It must have been some sort of litigation sixth sense that brought me back to write last week about Chicago BlockShopper, the Web site that reports on real estate sales in Chicago's Lincoln Park and Lake View neighborhoods. Little did I realize as I wrote that post that some of the lawyers whose home purchases were profiled were so upset that they filed suit against Blockshopper. Blogger R. David Donoghue reported the lawsuit Aug. 14 at his Chicago IP Litigation Blog, and next week's National Law Journal will have this report, already available online.

The law firm Jones Day filed the lawsuit in federal court Aug. 12 after two of its associates showed up on the site. The suit alleges trademark infringement and unfair trade practices, based on Blockshopper's use of the firm's service marks, links to its site and use of lawyers' photos from its site. The firm's request for a TRO was resolved when Blockshopper removed all references to Jones Day from its site, according to Donoghue, but the law firm continues to seek an injunction shutting down the site.
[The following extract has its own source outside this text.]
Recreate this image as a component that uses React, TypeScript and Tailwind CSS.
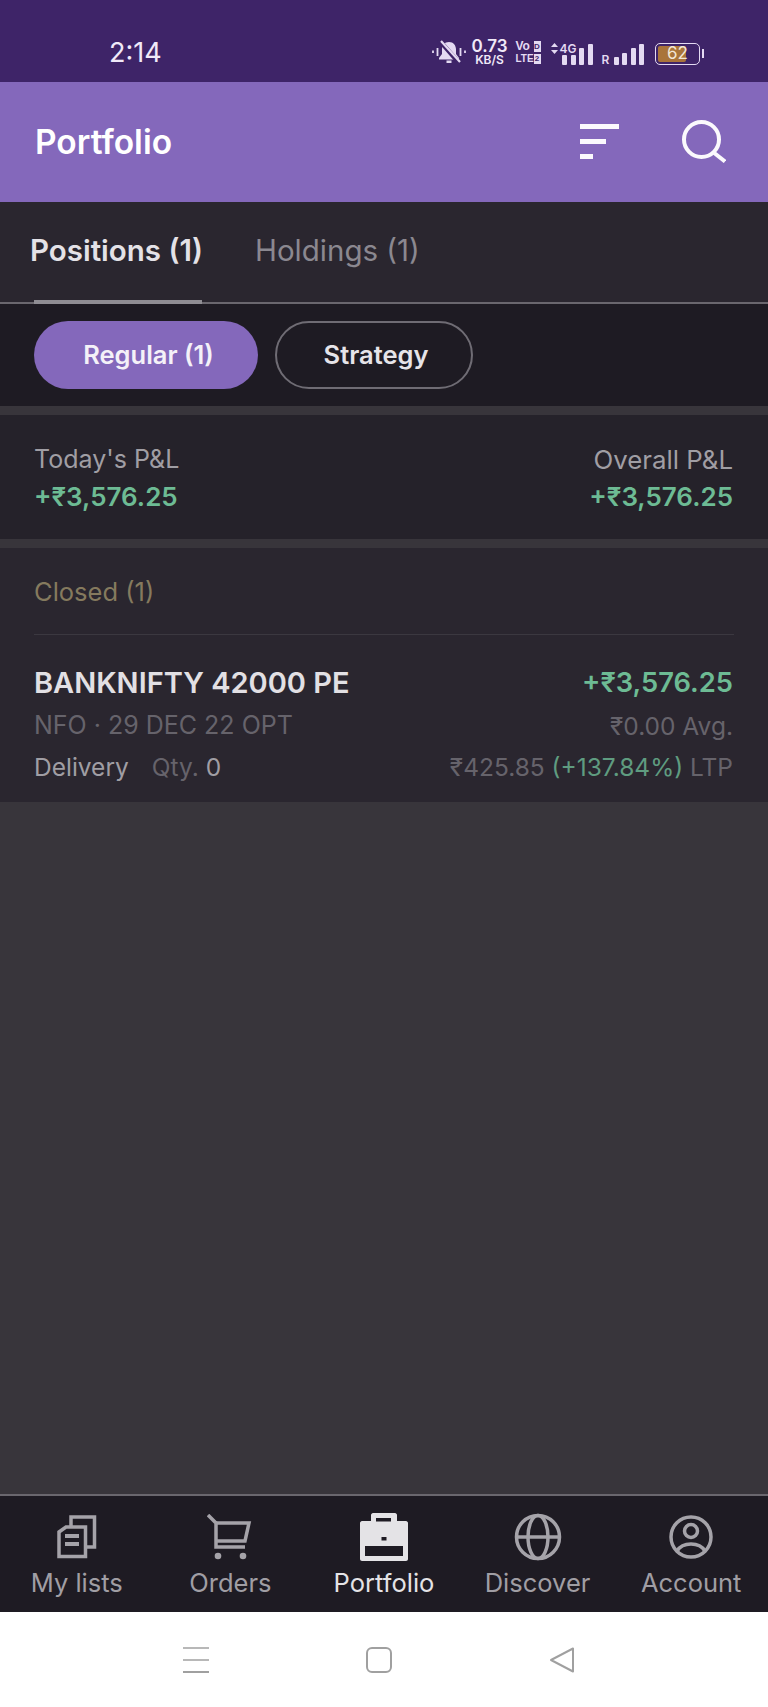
import React from "react";

const lav = "#e4daf2";

const BellOff = () => (
  <svg width="34" height="24" viewBox="0 0 34 24" fill="none" className="block">
    <path d="M17 2c-4.500 0-7 3.500-7 7.500V14l-3 4v1.500h20V18l-3-4V9.500C24 5.500 21.500 2 17 2z" fill={lav} />
    <rect x="14.500" y="20.500" width="5" height="2.500" fill={lav} />
    <path d="M7 0l21 24" stroke="#3e2468" strokeWidth="4.500" />
    <path d="M9 1l19 21" stroke={lav} strokeWidth="2.200" />
    <path d="M1 10.500v2.500M5.500 8v8M28.500 8v8M33 10.500v2.500" stroke={lav} strokeWidth="1.800" />
  </svg>
);

const Bars = ({ heights }: { heights: number[] }) => (
  <div className="flex items-end gap-[3.500px] h-[21px]">
    {heights.map((h, i) => (
      <div key={i} className="w-[5px] bg-[#e4daf2] rounded-[1px]" style={{ height: h }} />
    ))}
  </div>
);

const StatusBar = () => (
  <div className="h-[82px] shrink-0 bg-[#3e2468] flex items-center pt-[22px] pl-[109px] pr-[64px] text-[#f0e9f8]">
    <span className="text-[27px] leading-none font-normal">2:14</span>
    <div className="ml-auto flex items-center h-[25px]">
      <BellOff />
      <div className="ml-[7px] w-[34px] flex flex-col items-center font-semibold">
        <span className="text-[17px] leading-[14px]">0.73</span>
        <span className="text-[12px] leading-[11px] mt-[1px]">KB/S</span>
      </div>
      <div className="ml-[9px] w-[25px] flex flex-col font-bold text-[#e4daf2]" style={{ fontFamily: "'Liberation Sans', sans-serif" }}>
        <div className="flex justify-between items-center h-[12px] text-[12px] leading-[12px]">
          <span>Vo</span>
          <span className="w-[7px] h-[11px] bg-[#e4daf2] text-[#3e2468] text-[8px] leading-[11px] text-center">D</span>
        </div>
        <div className="flex justify-between items-center h-[11px] mt-[1px] text-[10px] leading-[11px]">
          <span>LTE</span>
          <span className="w-[7px] h-[10px] bg-[#e4daf2] text-[#3e2468] text-[8px] leading-[10px] text-center">2</span>
        </div>
      </div>
      <div className="ml-[10px] w-[42px] h-[22px] relative self-end">
        <svg width="7" height="11" viewBox="0 0 7 11" className="absolute left-0 top-0" fill={lav}>
          <path d="M3.500 0L7 4H0zM3.500 11L0 7h7z" />
        </svg>
        <div className="absolute right-0 bottom-0">
          <Bars heights={[10, 10, 17, 21]} />
        </div>
        <span className="absolute left-[9px] top-0 text-[12px] font-semibold leading-[11px] text-[#e4daf2]">4G</span>
      </div>
      <span className="ml-[9px] w-[7px] self-end text-[12px] font-semibold leading-[11px] text-[#e4daf2]">R</span>
      <div className="ml-[5px] self-end">
        <Bars heights={[8, 12, 17, 21]} />
      </div>
      <div className="ml-[11px] w-[45px] h-[22px] self-end rounded-[5px] border-[1.500px] border-[#e4daf2] p-[2px] relative">
        <div className="h-full w-[28px] bg-[#a9743a] rounded-[2px]" />
        <span className="absolute left-[11px] top-0 text-[17px] leading-[19px] text-[#f3e7d6]">62</span>
      </div>
      <div className="ml-[2px] mt-[3px] w-[2px] h-[9px] bg-[#e4daf2]" />
    </div>
  </div>
);

const Header = () => (
  <div className="h-[120px] shrink-0 bg-[#8468bb] flex items-center pl-[35px] pr-[42px] pb-[1px]">
    <h1 className="text-[33.500px] font-semibold text-white leading-none mt-[3px]">Portfolio</h1>
    <div className="ml-auto flex flex-col gap-[10px] w-[39px]">
      <div className="h-[5px] w-[39px] bg-[#fbf9fd]" />
      <div className="h-[5px] w-[26px] bg-[#fbf9fd]" />
      <div className="h-[5px] w-[13px] bg-[#fbf9fd]" />
    </div>
    <svg width="44" height="43" viewBox="0 0 44 43" fill="none" className="ml-[63px]">
      <circle cx="19.500" cy="19.500" r="17.500" stroke="#fbf9fd" strokeWidth="4" />
      <path d="M31 32l12 9.500" stroke="#fbf9fd" strokeWidth="4" />
    </svg>
  </div>
);

const Tabs = () => (
  <div className="h-[102px] shrink-0 bg-[#2a262f] flex border-b-2 border-[#6a676e] pl-[30px]">
    <div className="relative w-[174px] flex items-center">
      <span className="text-[29.500px] font-semibold text-[#e4e2e7] whitespace-nowrap -mt-[4px]">Positions (1)</span>
      <div className="absolute left-[4px] -bottom-[2px] w-[168px] h-[4px] bg-[#8f8d93]" />
    </div>
    <div className="ml-[51px] flex items-center">
      <span className="text-[29.500px] font-normal text-[#8b8890] whitespace-nowrap -mt-[4px]">Holdings (1)</span>
    </div>
  </div>
);

const Chips = () => (
  <div className="h-[102px] shrink-0 bg-[#1e1b23] flex items-center pl-[34px] gap-[17px]">
    <div className="w-[224px] h-[68px] rounded-full bg-[#8468bb] flex items-center justify-center pl-[5px] text-[25.500px] font-semibold text-[#f4f1f8]">
      Regular (1)
    </div>
    <div className="w-[198px] h-[68px] rounded-full border-2 border-[#6f6c74] flex items-center justify-center pl-[4px] text-[25.500px] font-semibold text-[#e6e4e9]">
      Strategy
    </div>
  </div>
);

const Pnl = () => (
  <div className="h-[124px] shrink-0 mt-[9px] bg-[#25222a] flex justify-between pl-[34px] pr-[35px] pt-[28px]">
    <div className="flex flex-col gap-[3px]">
      <span className="text-[25px] leading-[33px] text-[#a09ea4]">Today's P&amp;L</span>
      <span className="text-[26px] leading-[35px] font-semibold text-[#6dbb94]">+₹3,576.25</span>
    </div>
    <div className="flex flex-col items-end gap-[3px]">
      <span className="text-[25.800px] leading-[33px] text-[#a09ea4]">Overall P&amp;L</span>
      <span className="text-[26px] leading-[35px] font-semibold text-[#6dbb94]">+₹3,576.25</span>
    </div>
  </div>
);

const Closed = () => (
  <div className="h-[254px] shrink-0 mt-[9px] bg-[#2a262f] px-[34px]">
    <div className="h-[87px] border-b border-[#3b3840] flex items-center pt-[3px]">
      <span className="text-[25.500px] text-[#857a5e]">Closed (1)</span>
    </div>
    <div className="flex justify-between mt-[31px] items-center h-[34px] pr-[1px]">
      <span className="text-[29px] font-semibold text-[#e2e0e4]">BANKNIFTY 42000 PE</span>
      <span className="text-[27.300px] font-semibold text-[#6dbb94]">+₹3,576.25</span>
    </div>
    <div className="flex justify-between mt-[9px] items-center h-[34px] text-[25px] text-[#66636b] pr-[1px]">
      <span>NFO · 29 DEC 22 OPT</span>
      <span className="text-[24.500px]">₹0.00 Avg.</span>
    </div>
    <div className="flex justify-between mt-[7px] items-center h-[34px] text-[24.500px] text-[#66636b] pr-[1px]">
      <span>
        <span className="text-[#a09ea4]">Delivery</span>
        <span className="ml-[23px]">Qty. </span>
        <span className="text-[#a09ea4]">0</span>
      </span>
      <span>
        ₹425.85 <span className="text-[#5f9c80]">(+137.84%)</span> LTP
      </span>
    </div>
  </div>
);

const gray = "#a5a3a9";

const ListsIcon = () => (
  <svg width="40" height="44" viewBox="0 0 40 44" fill="none" stroke={gray} strokeWidth="3.500">
    <path d="M14 11V2h23.500v30H30" />
    <path d="M2 17l7-5h19.500v29.500H2z" />
    <path d="M8 21h14M8 29h14" strokeWidth="4" />
  </svg>
);

const CartIcon = () => (
  <svg width="46" height="46" viewBox="0 0 46 46" fill="none" stroke={gray} strokeWidth="3.500">
    <path d="M1 1l8 8v24h29" />
    <path d="M9 9h33l-4 18H9" />
    <circle cx="11" cy="42" r="3.300" fill={gray} stroke="none" />
    <circle cx="36" cy="42" r="3.300" fill={gray} stroke="none" />
  </svg>
);

const BriefcaseIcon = () => (
  <svg width="48" height="48" viewBox="0 0 48 48" fill="none">
    <path d="M11 8V2c0-1 1-2 2-2h22c1 0 2 1 2 2v6h9c1 0 2 1 2 2v36c0 1-1 2-2 2H2c-1 0-2-1-2-2V10c0-1 1-2 2-2z" fill="#e4e3e6" />
    <rect x="16" y="5" width="15" height="3.500" fill="#1e1b23" />
    <rect x="21.500" y="24" width="5" height="3.500" fill="#1e1b23" />
    <rect x="5" y="33" width="38" height="10" fill="#1e1b23" />
  </svg>
);

const GlobeIcon = () => (
  <svg width="48" height="48" viewBox="0 0 48 48" fill="none" stroke={gray} strokeWidth="3.500">
    <circle cx="24" cy="24" r="21.500" />
    <ellipse cx="24" cy="24" rx="10" ry="21.500" />
    <path d="M3 24h42" />
  </svg>
);

const AccountIcon = () => (
  <svg width="44" height="44" viewBox="0 0 44 44" fill="none" stroke={gray} strokeWidth="3.500">
    <circle cx="22" cy="22" r="20" />
    <circle cx="22" cy="16" r="6.500" />
    <path d="M8 36c3-5 8-7 14-7s11 2 14 7" />
  </svg>
);

const NavItem = ({ icon, label, active }: { icon: React.ReactNode; label: string; active?: boolean }) => (
  <div className="w-[153.600px] flex flex-col items-center">
    <div className="h-[50px] flex items-center justify-center">{icon}</div>
    <span className={`text-[25.500px] leading-[32px] mt-[5px] ${active ? "text-[#e4e3e6]" : "text-[#a09ea4]"}`}>{label}</span>
  </div>
);

const BottomNav = () => (
  <div className="h-[118px] shrink-0 bg-[#1e1b23] border-t-2 border-[#6a676e] flex pt-[16px]">
    <NavItem icon={<ListsIcon />} label="My lists" />
    <NavItem icon={<CartIcon />} label="Orders" />
    <NavItem icon={<BriefcaseIcon />} label="Portfolio" active />
    <NavItem icon={<GlobeIcon />} label="Discover" />
    <NavItem icon={<AccountIcon />} label="Account" />
  </div>
);

const SysNav = () => (
  <div className="flex-1 bg-white flex items-center pl-[183px] gap-[157px]">
    <svg width="26" height="26" viewBox="0 0 26 26" fill="none" stroke="#a0a0a0" strokeWidth="2">
      <path d="M0 1h26" strokeWidth="1.500" />
      <path d="M0 13h26" strokeWidth="1.500" />
      <path d="M0 25h26" />
    </svg>
    <svg width="26" height="26" viewBox="0 0 26 26" fill="none" stroke="#a0a0a0" strokeWidth="2">
      <rect x="1" y="1" width="24" height="24" rx="5" />
    </svg>
    <svg width="26" height="26" viewBox="0 0 26 26" fill="none" stroke="#a0a0a0" strokeWidth="2" strokeLinejoin="round">
      <path d="M24 1.500v23L2 13z" />
    </svg>
  </div>
);

export default function App() {
  return (
    <div
      className="w-[768px] h-[1707px] flex flex-col bg-[#38353b] overflow-hidden"
      style={{ fontFamily: "Inter, 'Noto Sans', sans-serif" }}
    >
      <StatusBar />
      <Header />
      <Tabs />
      <Chips />
      <Pnl />
      <Closed />
      <div className="h-[692px] shrink-0" />
      <BottomNav />
      <SysNav />
    </div>
  );
}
NLJ reporter Lynne Marek writes that Jones Day offered to take $10,000 to settle the lawsuit if the site stopped reporting on lawyers from the firm. But Blockshopper president Brian Timpone -- a defendant in the suit -- told the NLJ that the company will not settle on those terms.
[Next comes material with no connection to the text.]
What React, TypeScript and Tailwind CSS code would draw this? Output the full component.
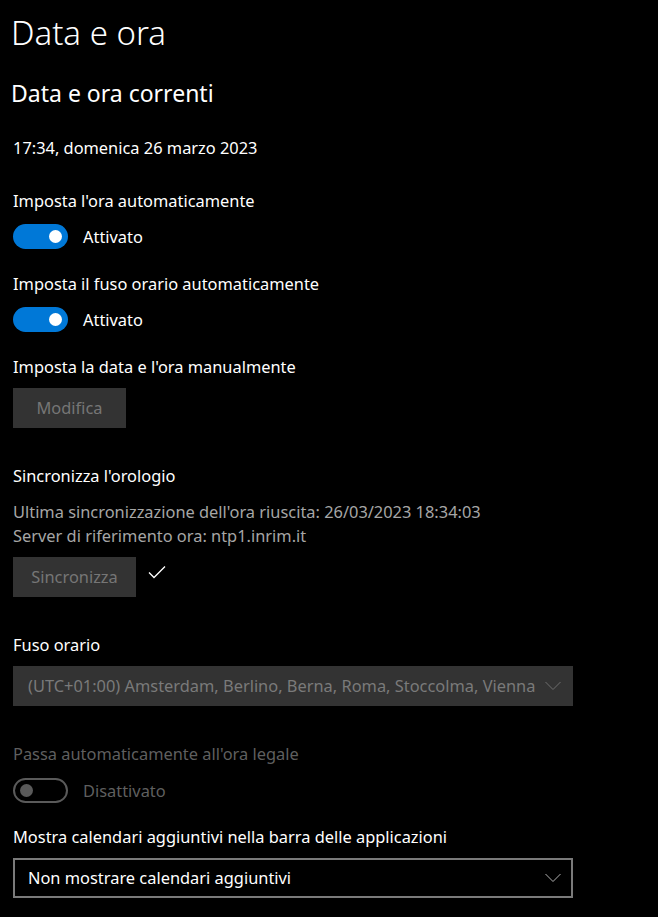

Bending to the law firm's demands to stop coverage of the firm's lawyers would strangle the company's business model of using public records and publicly available Internet information, he said. Blockshopper, founded by former newspaper industry professionals, considers itself a next generation media outlet entitled to First Amendment protections just like any other news organization, he said.

"If we don't fight it, Jones Day could do this to any news organization or any blog," Timpone said. "You would completely throttle the Internet if you required online journalists and bloggers to get permission before linking."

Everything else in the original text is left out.